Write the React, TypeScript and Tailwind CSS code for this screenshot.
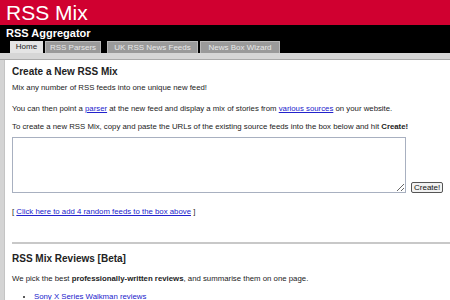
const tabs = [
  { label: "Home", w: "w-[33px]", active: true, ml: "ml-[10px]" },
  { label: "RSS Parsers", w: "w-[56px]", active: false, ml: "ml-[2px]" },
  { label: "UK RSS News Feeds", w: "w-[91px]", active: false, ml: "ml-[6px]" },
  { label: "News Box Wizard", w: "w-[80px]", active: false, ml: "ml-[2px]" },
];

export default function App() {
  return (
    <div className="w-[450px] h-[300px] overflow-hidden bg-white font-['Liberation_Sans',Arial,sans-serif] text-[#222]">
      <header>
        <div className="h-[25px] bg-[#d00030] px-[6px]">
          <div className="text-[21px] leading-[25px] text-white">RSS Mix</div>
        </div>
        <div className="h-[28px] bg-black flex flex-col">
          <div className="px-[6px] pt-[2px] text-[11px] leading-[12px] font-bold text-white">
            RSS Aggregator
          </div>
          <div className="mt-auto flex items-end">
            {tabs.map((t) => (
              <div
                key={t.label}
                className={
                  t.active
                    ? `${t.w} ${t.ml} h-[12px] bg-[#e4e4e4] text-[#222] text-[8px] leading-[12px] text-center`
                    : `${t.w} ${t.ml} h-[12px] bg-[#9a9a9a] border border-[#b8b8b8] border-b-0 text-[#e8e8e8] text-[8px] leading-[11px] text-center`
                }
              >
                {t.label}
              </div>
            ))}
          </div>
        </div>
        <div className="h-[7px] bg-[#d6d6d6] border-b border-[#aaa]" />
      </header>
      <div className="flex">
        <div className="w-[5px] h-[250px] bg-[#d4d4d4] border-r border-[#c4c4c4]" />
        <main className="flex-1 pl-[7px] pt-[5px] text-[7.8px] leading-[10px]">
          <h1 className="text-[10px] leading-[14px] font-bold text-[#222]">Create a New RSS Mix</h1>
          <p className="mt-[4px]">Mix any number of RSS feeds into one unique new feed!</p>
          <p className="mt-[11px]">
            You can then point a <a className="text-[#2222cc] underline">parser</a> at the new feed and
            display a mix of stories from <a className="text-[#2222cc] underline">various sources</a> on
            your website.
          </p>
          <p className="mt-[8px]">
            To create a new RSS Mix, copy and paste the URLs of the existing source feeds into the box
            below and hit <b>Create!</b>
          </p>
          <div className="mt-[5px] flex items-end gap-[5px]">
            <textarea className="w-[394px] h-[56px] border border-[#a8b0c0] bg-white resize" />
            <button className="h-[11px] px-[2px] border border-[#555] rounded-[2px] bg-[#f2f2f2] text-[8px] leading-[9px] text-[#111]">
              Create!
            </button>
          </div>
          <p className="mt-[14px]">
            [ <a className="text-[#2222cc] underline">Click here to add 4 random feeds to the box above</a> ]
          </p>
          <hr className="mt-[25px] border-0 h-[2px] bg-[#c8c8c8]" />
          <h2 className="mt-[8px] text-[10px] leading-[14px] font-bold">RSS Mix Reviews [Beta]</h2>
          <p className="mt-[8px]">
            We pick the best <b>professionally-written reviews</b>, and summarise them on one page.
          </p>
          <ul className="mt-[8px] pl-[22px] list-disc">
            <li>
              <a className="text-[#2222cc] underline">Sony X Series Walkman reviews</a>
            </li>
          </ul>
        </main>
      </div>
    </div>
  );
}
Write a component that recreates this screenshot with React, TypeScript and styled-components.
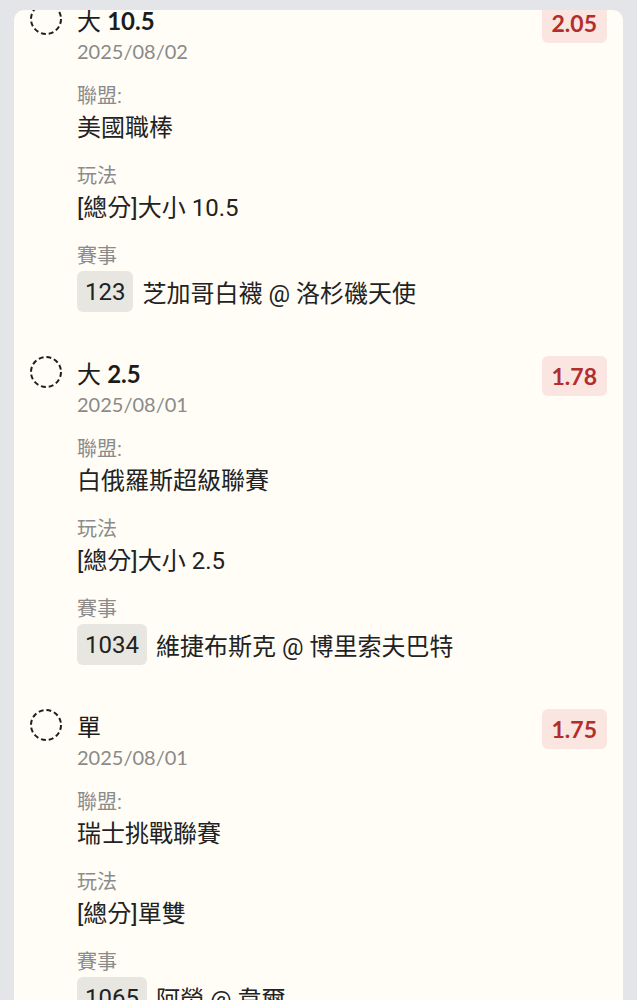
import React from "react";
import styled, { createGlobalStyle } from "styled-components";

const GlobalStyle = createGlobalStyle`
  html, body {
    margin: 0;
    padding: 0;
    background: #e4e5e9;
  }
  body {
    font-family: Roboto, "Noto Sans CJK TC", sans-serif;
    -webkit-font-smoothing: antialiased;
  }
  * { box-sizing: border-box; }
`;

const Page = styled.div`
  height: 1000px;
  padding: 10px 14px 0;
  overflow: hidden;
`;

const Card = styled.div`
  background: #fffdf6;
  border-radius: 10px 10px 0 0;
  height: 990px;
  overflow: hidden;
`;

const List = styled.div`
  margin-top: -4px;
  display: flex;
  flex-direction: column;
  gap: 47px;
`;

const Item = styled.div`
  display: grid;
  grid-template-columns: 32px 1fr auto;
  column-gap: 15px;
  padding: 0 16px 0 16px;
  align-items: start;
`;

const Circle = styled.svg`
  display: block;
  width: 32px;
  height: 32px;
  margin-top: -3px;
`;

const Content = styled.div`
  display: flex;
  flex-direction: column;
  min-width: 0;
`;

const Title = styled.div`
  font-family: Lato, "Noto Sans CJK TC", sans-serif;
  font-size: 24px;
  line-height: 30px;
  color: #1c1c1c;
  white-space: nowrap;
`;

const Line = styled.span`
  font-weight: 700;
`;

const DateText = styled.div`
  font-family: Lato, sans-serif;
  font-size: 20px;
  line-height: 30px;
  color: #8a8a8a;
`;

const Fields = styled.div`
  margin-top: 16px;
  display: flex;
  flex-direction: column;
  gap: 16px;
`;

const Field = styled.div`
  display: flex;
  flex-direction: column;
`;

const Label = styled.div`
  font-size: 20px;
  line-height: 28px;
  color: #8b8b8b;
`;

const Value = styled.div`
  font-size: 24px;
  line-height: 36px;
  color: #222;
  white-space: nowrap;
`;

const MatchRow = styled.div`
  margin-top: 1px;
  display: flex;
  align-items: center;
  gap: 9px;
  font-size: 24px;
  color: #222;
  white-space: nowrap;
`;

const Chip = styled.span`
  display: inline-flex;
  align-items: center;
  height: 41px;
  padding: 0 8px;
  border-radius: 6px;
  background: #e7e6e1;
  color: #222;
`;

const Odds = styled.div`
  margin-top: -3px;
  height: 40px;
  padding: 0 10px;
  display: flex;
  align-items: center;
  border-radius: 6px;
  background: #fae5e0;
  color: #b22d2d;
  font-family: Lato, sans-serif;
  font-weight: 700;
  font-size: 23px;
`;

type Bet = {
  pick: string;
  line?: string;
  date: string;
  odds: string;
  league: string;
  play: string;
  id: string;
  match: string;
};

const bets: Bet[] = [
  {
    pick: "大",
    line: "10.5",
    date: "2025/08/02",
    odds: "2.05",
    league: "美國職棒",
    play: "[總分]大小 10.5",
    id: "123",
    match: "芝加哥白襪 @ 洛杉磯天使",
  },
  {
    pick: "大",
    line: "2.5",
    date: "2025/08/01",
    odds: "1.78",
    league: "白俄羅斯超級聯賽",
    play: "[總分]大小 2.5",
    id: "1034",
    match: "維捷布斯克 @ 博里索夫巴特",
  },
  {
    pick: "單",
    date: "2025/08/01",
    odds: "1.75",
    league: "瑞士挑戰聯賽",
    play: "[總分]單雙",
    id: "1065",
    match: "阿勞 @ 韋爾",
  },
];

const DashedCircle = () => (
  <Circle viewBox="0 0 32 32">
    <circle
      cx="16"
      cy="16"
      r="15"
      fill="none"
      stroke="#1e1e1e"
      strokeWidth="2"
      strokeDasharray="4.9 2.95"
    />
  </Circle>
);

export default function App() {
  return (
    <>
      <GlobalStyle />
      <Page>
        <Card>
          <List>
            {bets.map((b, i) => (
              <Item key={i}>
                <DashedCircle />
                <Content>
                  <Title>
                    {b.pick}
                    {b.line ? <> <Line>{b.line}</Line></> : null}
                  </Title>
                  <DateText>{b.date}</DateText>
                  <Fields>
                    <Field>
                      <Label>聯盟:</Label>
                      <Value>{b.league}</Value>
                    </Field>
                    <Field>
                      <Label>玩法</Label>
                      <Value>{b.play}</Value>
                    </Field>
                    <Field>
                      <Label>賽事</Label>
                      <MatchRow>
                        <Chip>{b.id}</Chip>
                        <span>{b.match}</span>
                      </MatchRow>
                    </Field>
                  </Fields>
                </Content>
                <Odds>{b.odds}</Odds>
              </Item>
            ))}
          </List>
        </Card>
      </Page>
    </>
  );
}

▸ WHAT THE EXERCISE ASKS
Which lines contain the word "Write"? Copy each one.

▸ FULL OUTPUT
Write the React, TypeScript and Tailwind CSS code for this screenshot.
Write a component that recreates this screenshot with React, TypeScript and styled-components.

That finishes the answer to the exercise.